--- begin ---

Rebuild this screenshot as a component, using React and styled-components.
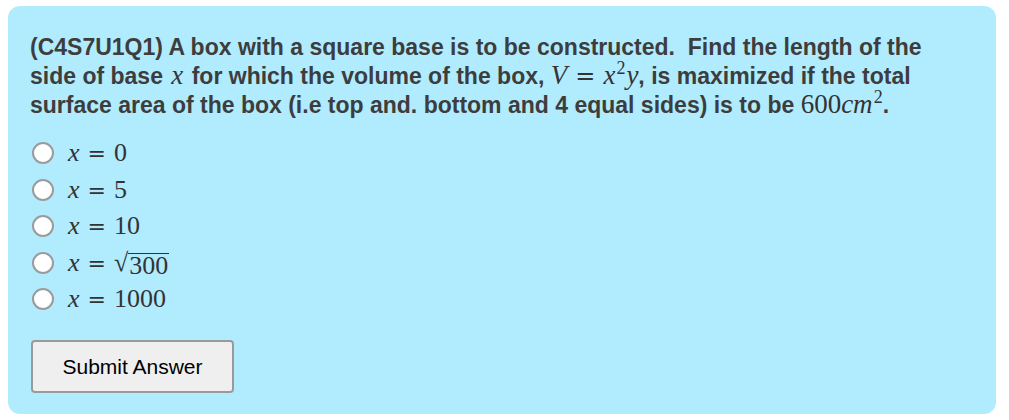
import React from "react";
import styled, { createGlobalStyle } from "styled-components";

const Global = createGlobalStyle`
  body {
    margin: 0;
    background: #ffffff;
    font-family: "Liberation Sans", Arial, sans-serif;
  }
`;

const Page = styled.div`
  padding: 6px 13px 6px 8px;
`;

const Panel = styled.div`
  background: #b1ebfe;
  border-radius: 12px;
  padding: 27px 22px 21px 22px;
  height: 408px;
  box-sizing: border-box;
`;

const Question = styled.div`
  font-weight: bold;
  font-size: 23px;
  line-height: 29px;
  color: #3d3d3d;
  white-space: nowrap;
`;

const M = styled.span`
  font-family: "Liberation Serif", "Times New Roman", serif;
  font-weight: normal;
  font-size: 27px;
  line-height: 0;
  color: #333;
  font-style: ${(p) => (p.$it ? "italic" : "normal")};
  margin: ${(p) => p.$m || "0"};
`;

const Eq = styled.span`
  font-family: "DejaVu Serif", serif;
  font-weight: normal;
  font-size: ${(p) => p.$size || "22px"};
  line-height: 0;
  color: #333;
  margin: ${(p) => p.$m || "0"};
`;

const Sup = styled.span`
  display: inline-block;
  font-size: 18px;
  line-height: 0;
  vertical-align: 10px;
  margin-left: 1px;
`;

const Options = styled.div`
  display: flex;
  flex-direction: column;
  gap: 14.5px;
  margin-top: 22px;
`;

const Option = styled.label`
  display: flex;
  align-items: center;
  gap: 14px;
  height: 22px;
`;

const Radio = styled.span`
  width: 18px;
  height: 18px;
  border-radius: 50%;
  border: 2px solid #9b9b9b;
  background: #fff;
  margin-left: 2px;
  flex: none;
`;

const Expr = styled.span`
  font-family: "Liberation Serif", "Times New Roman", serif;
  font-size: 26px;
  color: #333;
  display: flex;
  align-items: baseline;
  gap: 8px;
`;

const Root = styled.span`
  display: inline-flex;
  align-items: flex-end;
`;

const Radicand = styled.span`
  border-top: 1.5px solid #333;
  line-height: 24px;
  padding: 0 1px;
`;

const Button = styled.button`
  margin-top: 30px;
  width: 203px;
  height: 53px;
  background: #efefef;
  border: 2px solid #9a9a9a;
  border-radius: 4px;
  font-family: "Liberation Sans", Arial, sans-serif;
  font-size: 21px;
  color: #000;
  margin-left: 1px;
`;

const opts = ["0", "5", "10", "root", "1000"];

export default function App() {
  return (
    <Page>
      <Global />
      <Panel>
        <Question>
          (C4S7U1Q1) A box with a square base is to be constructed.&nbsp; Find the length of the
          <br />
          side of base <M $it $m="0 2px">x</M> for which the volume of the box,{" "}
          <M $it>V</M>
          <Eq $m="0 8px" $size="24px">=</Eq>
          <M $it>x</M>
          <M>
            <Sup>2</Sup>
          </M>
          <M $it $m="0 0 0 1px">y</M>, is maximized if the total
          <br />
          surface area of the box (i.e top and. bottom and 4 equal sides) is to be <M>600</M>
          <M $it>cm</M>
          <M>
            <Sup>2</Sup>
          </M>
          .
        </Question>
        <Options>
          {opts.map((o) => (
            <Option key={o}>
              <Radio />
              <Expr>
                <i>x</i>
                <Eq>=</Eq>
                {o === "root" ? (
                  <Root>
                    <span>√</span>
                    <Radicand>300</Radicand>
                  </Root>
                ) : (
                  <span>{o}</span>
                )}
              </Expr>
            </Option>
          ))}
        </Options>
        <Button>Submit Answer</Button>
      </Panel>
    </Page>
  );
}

--- end ---

Written instruction =>
From the data above, write out everything exactly except the pictures.

Solved exercise =>
Rebuild this screenshot as a component, using React and styled-components.
import React from "react";
import styled, { createGlobalStyle } from "styled-components";

const Global = createGlobalStyle`
  body {
    margin: 0;
    background: #ffffff;
    font-family: "Liberation Sans", Arial, sans-serif;
  }
`;

const Page = styled.div`
  padding: 6px 13px 6px 8px;
`;

const Panel = styled.div`
  background: #b1ebfe;
  border-radius: 12px;
  padding: 27px 22px 21px 22px;
  height: 408px;
  box-sizing: border-box;
`;

const Question = styled.div`
  font-weight: bold;
  font-size: 23px;
  line-height: 29px;
  color: #3d3d3d;
  white-space: nowrap;
`;

const M = styled.span`
  font-family: "Liberation Serif", "Times New Roman", serif;
  font-weight: normal;
  font-size: 27px;
  line-height: 0;
  color: #333;
  font-style: ${(p) => (p.$it ? "italic" : "normal")};
  margin: ${(p) => p.$m || "0"};
`;

const Eq = styled.span`
  font-family: "DejaVu Serif", serif;
  font-weight: normal;
  font-size: ${(p) => p.$size || "22px"};
  line-height: 0;
  color: #333;
  margin: ${(p) => p.$m || "0"};
`;

const Sup = styled.span`
  display: inline-block;
  font-size: 18px;
  line-height: 0;
  vertical-align: 10px;
  margin-left: 1px;
`;

const Options = styled.div`
  display: flex;
  flex-direction: column;
  gap: 14.5px;
  margin-top: 22px;
`;

const Option = styled.label`
  display: flex;
  align-items: center;
  gap: 14px;
  height: 22px;
`;

const Radio = styled.span`
  width: 18px;
  height: 18px;
  border-radius: 50%;
  border: 2px solid #9b9b9b;
  background: #fff;
  margin-left: 2px;
  flex: none;
`;

const Expr = styled.span`
  font-family: "Liberation Serif", "Times New Roman", serif;
  font-size: 26px;
  color: #333;
  display: flex;
  align-items: baseline;
  gap: 8px;
`;

const Root = styled.span`
  display: inline-flex;
  align-items: flex-end;
`;

const Radicand = styled.span`
  border-top: 1.5px solid #333;
  line-height: 24px;
  padding: 0 1px;
`;

const Button = styled.button`
  margin-top: 30px;
  width: 203px;
  height: 53px;
  background: #efefef;
  border: 2px solid #9a9a9a;
  border-radius: 4px;
  font-family: "Liberation Sans", Arial, sans-serif;
  font-size: 21px;
  color: #000;
  margin-left: 1px;
`;

const opts = ["0", "5", "10", "root", "1000"];

export default function App() {
  return (
    <Page>
      <Global />
      <Panel>
        <Question>
          (C4S7U1Q1) A box with a square base is to be constructed.&nbsp; Find the length of the
          <br />
          side of base <M $it $m="0 2px">x</M> for which the volume of the box,{" "}
          <M $it>V</M>
          <Eq $m="0 8px" $size="24px">=</Eq>
          <M $it>x</M>
          <M>
            <Sup>2</Sup>
          </M>
          <M $it $m="0 0 0 1px">y</M>, is maximized if the total
          <br />
          surface area of the box (i.e top and. bottom and 4 equal sides) is to be <M>600</M>
          <M $it>cm</M>
          <M>
            <Sup>2</Sup>
          </M>
          .
        </Question>
        <Options>
          {opts.map((o) => (
            <Option key={o}>
              <Radio />
              <Expr>
                <i>x</i>
                <Eq>=</Eq>
                {o === "root" ? (
                  <Root>
                    <span>√</span>
                    <Radicand>300</Radicand>
                  </Root>
                ) : (
                  <span>{o}</span>
                )}
              </Expr>
            </Option>
          ))}
        </Options>
        <Button>Submit Answer</Button>
      </Panel>
    </Page>
  );
}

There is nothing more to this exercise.